Law Absolute - Recruitment specialists

How to lose your legal clients

21st October 2014

Ensure you never lose your clients with this what not to do guide

In the competitive sector that is law, it has never been more paramount to ensure that your client retention rate as a law firm is as stable as possible. With an increasing number of firms offering competitive rates on legal advice and going the extra mile for their clients, reputation and luck are no longer enough to keep your clients.

In this latest guide we look at all of the pitfalls that law firms can encounter when it comes to client relationships and shows you how to lose your clients in order to illustrate how to go about legal recruitment and training of your staff. This ensures that your clients stay happy with your customer service and, in turn, your firm. These points can be applied to all legal professionals from those who possess locum family solicitor jobs right through to company secretarial, so no matter your position it is well worth a read.

1. Don’t communicate

One of the major points that sees firms lose clients is an aspect that affects every business. Communication is a vital part of working life, whether that be from lawyer to lawyer or firm to client. In order to make sure that you don’t lose any clients as a result of poor communication, ensure that your offices are as accessible as possible.

Use social media such as Twitter, Facebook and LinkedIn so that it is possible to get in contact with your firm via several channels. Make it as easy as possible for the most important individual in this chain – the client.

Don’t communicate

2. Give poor customer service

Much like communication is vital to all businesses, not just the legal sector, law firms can learn a lot from other areas of business in how to retain clients.

Customer service is a big part of sales and it is an area where it is particularly easy for a lawyer or firm to lose clients. In any area where an individual or business is paying money they expect good customer service, and if you are able to engage with your client and exceed their expectations you are far more likely to establish a good relationship that will encourage loyalty from your clients.

3. Be overpriced

Like anything, money is a key factor in securing business. If a client feels as though they have received good value for money because you have provided good customer service and legal advice at a price that is either on par or below the average billing model, then you are likely to build a good reputation among clients.

While charging by the hour is still regarded as the most frequently-used method by lawyers, it is one that has been questioned in recent years as the legal sector continues to evolve. The key here is to ensure that you communicate costings early and are as upfront as possible; if the client isn’t unpleasantly surprised by the final bill then they are more likely to act as a returning client in the future.

Be overpriced

4. Give poor legal advice

Next to money, quality is king when it comes to maintaining good client relationships. If you are a firm, be sure to give regular training and positive employee benefits that drive good customer service.

It is important to stay up to date on legal matters and give proactive solutions to client problems, and there are plenty of CPD courses and other such material readily available online. By keeping up to date with the legal sector you are more likely to able to give quality legal advice and prevent your clients from leaving. See this previous article for resources to further your legal education and knowledge.

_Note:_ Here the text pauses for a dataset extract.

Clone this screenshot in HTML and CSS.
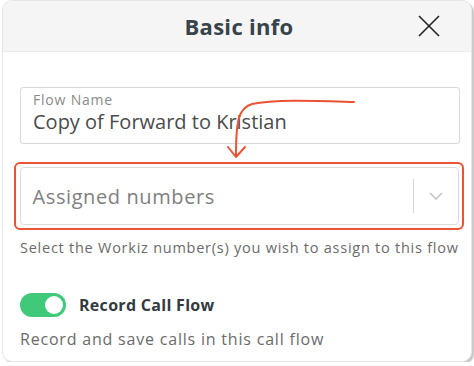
FILE: index.html
```html
<!DOCTYPE html>
<html lang="en">
<head>
<meta charset="UTF-8">
<meta name="viewport" content="width=device-width, initial-scale=1.0">
<title>Basic info</title>
<link rel="stylesheet" href="styles.css">
</head>
<body>

<div class="modal">

    <div class="modal-head">
        <h2>Basic info</h2>
        <svg class="close" width="22" height="22" viewBox="0 0 22 22">
            <path d="M1 1 L21 21 M21 1 L1 21" stroke="#222" stroke-width="1.6" fill="none"/>
        </svg>
    </div>

    <div class="modal-body">

        <div class="field">
            <span class="field-label">Flow Name</span>
            <span class="field-value">Copy of Forward to Kristian</span>
        </div>

        <div class="highlight">
            <div class="select">
                <span class="placeholder">Assigned numbers</span>
                <span class="sep"></span>
                <svg class="chev" width="14" height="8" viewBox="0 0 14 8">
                    <path d="M1 1 L7 7 L13 1" stroke="#c4c4c4" stroke-width="1.6" fill="none"/>
                </svg>
            </div>
        </div>

        <p class="hint">Select the Workiz number(s) you wish to assign to this flow</p>

        <div class="toggle-row">
            <span class="toggle"><span class="knob"></span></span>
            <span class="toggle-label">Record Call Flow</span>
        </div>

        <p class="desc">Record and save calls in this call flow</p>

    </div>

    <svg class="arrow" width="474" height="366" viewBox="0 0 474 366">
        <path d="M354 102 C 320 101, 275 99, 252 104 C 238 108, 236 122, 236 156" stroke="#ea5333" stroke-width="2" fill="none" stroke-linecap="round"/>
        <path d="M228 147 L236 157 L245 147" stroke="#ea5333" stroke-width="2" fill="none" stroke-linecap="round" stroke-linejoin="round"/>
    </svg>

</div>

</body>
</html>
```

FILE: styles.css
```css
*{
    box-sizing:border-box;
}

body{
    margin:0;
    background:#fff;
    font-family:"Open Sans",sans-serif;
}

.modal{
    position:relative;
    width:470px;
    height:362px;
    margin-left:2px;
    background:#fff;
    border:1px solid #e6e6e6;
    border-radius:10px;
    box-shadow:2px 2px 1px #c9c9c9;
    overflow:hidden;
}

.modal-head{
    height:51px;
    background:#f5f5f5;
    border-bottom:1px solid #ececec;
    display:flex;
    align-items:center;
    justify-content:center;
    position:relative;
}

.modal-head h2{
    margin:0 0 0 4px;
    font-size:22px;
    font-weight:700;
    letter-spacing:.3px;
    color:#38434a;
}

.close{
    position:absolute;
    right:31px;
    top:14px;
}

.modal-body{
    padding:35px 11px 0 17px;
}

.field{
    height:57px;
    border:1px solid #dadada;
    border-radius:3px;
    padding:4px 12px 0;
    display:flex;
    flex-direction:column;
}

.field-label{
    font-size:14px;
    letter-spacing:.8px;
    color:#8a8a8a;
    line-height:16px;
}

.field-value{
    font-size:20px;
    color:#4b4b4b;
    line-height:28px;
}

.highlight{
    margin:18px -4px 0 -6px;
    border:2.5px solid #ea5333;
    border-radius:6px;
    padding:3px 3.5px;
}

.select{
    height:58px;
    border:1px solid #dcdcdc;
    border-radius:4px;
    display:flex;
    align-items:center;
    padding-left:12px;
}

.placeholder{
    flex:1;
    font-size:20px;
    letter-spacing:.6px;
    color:#808080;
}

.sep{
    width:1px;
    height:34px;
    background:#d4d4d4;
}

.chev{
    margin:0 15px 0 15px;
}

.hint{
    margin:8px 0 0;
    font-size:14.5px;
    letter-spacing:.75px;
    color:#6b6b6b;
}

.toggle-row{
    margin-top:36px;
    display:flex;
    align-items:center;
    gap:13px;
}

.toggle{
    width:46px;
    height:24px;
    border-radius:12px;
    background:#41c97a;
    position:relative;
}

.knob{
    position:absolute;
    right:3px;
    top:3px;
    width:18px;
    height:18px;
    border-radius:50%;
    background:#fff;
}

.toggle-label{
    font-size:16px;
    font-weight:700;
    letter-spacing:.3px;
    color:#333b40;
}

.desc{
    margin:11px 0 0;
    font-size:16px;
    letter-spacing:.8px;
    color:#6b6b6b;
}

.arrow{
    position:absolute;
    left:-3px;
    top:-1px;
    pointer-events:none;
}
```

5. Push them to take work in-house

Finally, another way to lose legal clients that is unavoidable at times is for them to take their work in-house. If your clients consist of big companies and businesses, it is a possibility that they may start to fill permanent in-house legal jobs rather than outsource the work if this becomes a more financially viable option. In order to avoid losing clients this way is to ensure that you take heed of the points above and to ensure that you have the facilities and expertise in place that your client could not recreate in-house.

While, at times, losing clients may be unavoidable, taking heed of the above points may help establish a more uniform business and help build your reputation through word of mouth and recommendations. So be sure to implement good customer service as a part of your new-starter strategy and see that your staff instils a work ethic that puts clients first – as any good firm will know, retaining clients is just as important as gaining new ones.